_WHAT YOU ARE ASKED TO DO_. Below are the records. Gather each line that holds "components".

_RECORDED DATA_.
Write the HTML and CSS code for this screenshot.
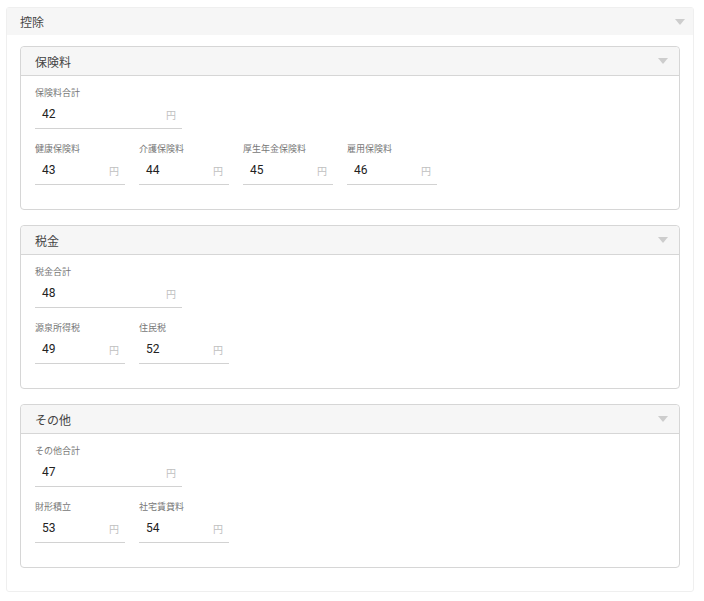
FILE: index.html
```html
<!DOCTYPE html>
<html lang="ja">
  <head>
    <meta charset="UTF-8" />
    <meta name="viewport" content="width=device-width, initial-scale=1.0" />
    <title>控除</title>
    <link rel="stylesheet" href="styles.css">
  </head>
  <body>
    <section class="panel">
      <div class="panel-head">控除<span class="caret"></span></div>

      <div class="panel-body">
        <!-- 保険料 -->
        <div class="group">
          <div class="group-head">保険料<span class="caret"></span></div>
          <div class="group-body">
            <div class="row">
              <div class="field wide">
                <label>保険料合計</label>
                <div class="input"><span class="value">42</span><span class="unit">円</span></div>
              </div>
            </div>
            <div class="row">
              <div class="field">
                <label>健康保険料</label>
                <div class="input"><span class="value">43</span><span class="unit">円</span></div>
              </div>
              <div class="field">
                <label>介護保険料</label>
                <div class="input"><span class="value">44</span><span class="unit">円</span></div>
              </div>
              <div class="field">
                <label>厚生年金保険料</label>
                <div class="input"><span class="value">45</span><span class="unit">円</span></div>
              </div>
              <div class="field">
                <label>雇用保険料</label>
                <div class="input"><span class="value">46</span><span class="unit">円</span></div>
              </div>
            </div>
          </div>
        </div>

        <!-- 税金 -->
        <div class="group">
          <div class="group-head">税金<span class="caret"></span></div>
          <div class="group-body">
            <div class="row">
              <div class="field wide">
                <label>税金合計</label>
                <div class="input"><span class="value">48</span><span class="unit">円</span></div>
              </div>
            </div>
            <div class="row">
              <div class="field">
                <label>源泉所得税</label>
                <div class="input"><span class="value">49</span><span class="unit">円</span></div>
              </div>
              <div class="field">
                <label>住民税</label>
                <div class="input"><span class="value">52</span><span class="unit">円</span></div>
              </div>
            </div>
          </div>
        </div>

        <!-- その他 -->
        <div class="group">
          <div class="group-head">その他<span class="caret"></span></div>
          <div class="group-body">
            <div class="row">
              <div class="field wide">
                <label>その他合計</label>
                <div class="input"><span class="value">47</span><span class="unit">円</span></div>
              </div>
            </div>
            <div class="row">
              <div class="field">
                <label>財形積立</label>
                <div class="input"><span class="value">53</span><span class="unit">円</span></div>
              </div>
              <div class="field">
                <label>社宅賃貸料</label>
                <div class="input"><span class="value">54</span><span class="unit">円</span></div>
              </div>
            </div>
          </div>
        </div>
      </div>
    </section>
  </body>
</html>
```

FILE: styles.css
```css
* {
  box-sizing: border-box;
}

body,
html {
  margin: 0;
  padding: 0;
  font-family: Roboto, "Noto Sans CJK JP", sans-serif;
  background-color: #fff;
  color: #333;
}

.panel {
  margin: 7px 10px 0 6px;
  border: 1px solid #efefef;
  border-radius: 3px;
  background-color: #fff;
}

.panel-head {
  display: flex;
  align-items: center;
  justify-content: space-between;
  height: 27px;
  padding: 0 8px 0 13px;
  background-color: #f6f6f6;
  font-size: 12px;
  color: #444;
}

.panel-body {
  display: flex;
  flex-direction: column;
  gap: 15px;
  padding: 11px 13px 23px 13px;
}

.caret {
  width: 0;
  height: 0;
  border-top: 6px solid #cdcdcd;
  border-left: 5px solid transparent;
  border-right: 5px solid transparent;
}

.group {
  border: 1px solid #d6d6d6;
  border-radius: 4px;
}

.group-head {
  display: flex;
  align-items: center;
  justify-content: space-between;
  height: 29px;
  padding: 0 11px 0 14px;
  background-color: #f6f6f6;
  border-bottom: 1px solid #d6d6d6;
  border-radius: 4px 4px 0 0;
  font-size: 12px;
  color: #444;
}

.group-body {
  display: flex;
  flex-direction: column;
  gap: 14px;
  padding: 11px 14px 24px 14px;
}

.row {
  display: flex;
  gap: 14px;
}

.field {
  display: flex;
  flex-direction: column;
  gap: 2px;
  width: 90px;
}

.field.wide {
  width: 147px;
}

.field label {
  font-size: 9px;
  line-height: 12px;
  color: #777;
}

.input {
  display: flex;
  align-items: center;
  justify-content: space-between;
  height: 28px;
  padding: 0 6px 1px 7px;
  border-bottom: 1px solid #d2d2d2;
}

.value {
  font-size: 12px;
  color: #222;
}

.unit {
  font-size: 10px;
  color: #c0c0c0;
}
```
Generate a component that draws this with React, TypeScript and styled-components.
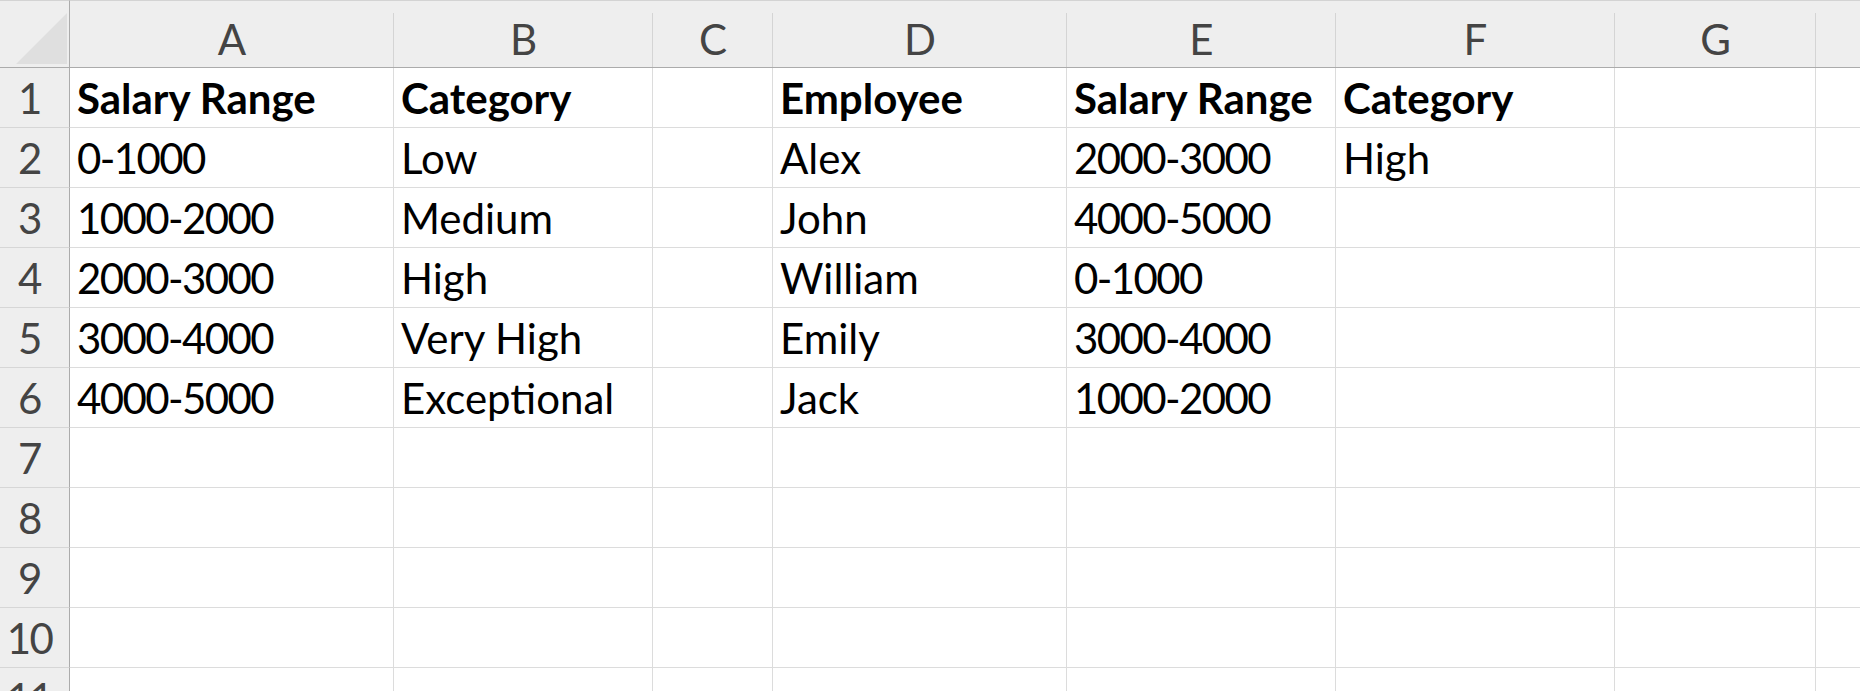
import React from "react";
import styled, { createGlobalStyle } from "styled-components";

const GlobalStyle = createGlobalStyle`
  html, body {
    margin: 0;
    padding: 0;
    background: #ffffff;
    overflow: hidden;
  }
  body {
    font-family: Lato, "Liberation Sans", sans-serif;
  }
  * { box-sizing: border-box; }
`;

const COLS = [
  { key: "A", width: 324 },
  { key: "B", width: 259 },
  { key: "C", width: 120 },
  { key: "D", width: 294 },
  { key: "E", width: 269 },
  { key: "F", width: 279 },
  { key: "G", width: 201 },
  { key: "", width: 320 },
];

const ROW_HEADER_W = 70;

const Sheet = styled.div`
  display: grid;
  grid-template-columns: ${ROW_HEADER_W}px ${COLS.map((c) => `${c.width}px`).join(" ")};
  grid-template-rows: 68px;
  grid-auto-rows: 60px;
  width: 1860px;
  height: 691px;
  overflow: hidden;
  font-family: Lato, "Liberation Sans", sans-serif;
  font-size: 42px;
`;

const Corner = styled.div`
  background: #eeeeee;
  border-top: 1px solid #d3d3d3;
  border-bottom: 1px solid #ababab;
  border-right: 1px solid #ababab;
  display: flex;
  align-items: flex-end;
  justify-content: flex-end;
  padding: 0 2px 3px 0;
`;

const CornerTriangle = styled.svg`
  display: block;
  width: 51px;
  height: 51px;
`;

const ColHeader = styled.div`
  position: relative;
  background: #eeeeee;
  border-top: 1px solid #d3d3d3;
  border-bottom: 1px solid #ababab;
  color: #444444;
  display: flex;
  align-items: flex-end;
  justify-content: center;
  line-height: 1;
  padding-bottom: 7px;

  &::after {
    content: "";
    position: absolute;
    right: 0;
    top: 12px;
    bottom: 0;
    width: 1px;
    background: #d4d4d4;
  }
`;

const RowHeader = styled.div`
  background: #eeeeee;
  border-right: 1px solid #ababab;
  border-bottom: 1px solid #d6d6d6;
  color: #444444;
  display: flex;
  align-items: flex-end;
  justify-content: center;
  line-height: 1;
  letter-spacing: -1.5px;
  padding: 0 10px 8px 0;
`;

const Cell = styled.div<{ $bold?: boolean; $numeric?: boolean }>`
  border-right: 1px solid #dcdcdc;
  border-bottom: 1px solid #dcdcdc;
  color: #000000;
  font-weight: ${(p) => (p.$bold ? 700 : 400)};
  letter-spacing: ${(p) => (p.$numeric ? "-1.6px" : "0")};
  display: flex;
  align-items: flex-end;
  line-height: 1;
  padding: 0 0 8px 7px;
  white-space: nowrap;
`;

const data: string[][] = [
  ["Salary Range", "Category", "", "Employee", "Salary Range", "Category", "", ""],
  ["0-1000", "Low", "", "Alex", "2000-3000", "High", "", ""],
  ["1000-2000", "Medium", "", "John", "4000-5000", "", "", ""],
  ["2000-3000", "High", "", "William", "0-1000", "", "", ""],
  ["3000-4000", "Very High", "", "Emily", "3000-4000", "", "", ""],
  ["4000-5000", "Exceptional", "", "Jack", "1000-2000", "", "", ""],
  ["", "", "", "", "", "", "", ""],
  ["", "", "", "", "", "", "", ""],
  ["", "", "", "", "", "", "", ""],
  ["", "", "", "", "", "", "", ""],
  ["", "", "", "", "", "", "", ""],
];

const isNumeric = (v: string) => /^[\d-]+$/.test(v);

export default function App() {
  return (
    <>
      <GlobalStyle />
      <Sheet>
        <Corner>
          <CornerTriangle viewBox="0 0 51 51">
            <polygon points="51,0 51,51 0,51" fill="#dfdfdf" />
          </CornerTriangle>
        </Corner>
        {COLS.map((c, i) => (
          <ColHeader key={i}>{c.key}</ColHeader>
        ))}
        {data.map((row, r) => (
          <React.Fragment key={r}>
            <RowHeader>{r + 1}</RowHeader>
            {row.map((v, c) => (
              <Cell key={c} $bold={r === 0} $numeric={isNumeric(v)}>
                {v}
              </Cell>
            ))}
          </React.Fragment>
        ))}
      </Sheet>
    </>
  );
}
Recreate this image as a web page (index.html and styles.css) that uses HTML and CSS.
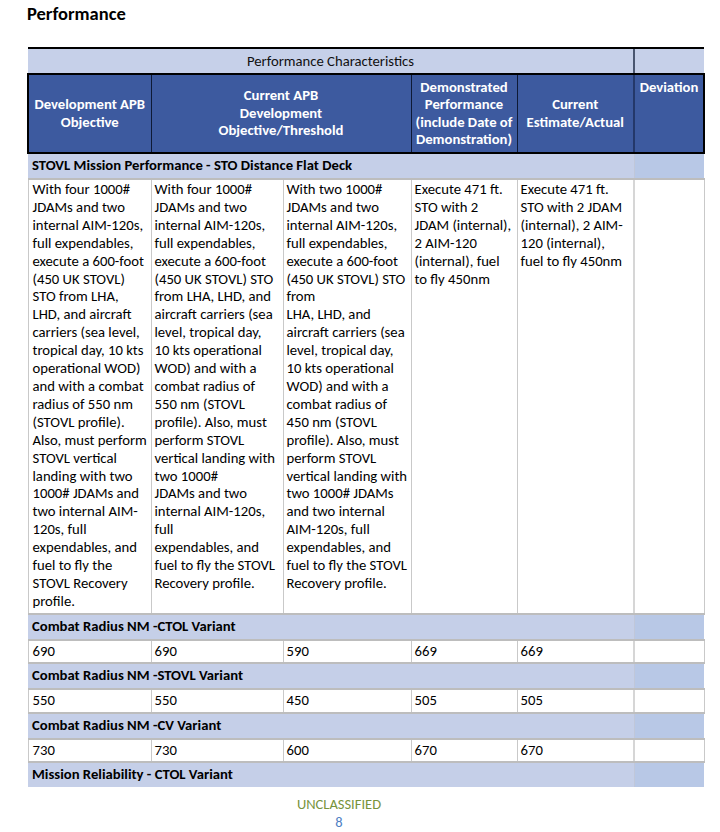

_COMPLETE ANSWER_.
Generate a component that draws this with React, TypeScript and styled-components.
import styled, { createGlobalStyle } from "styled-components";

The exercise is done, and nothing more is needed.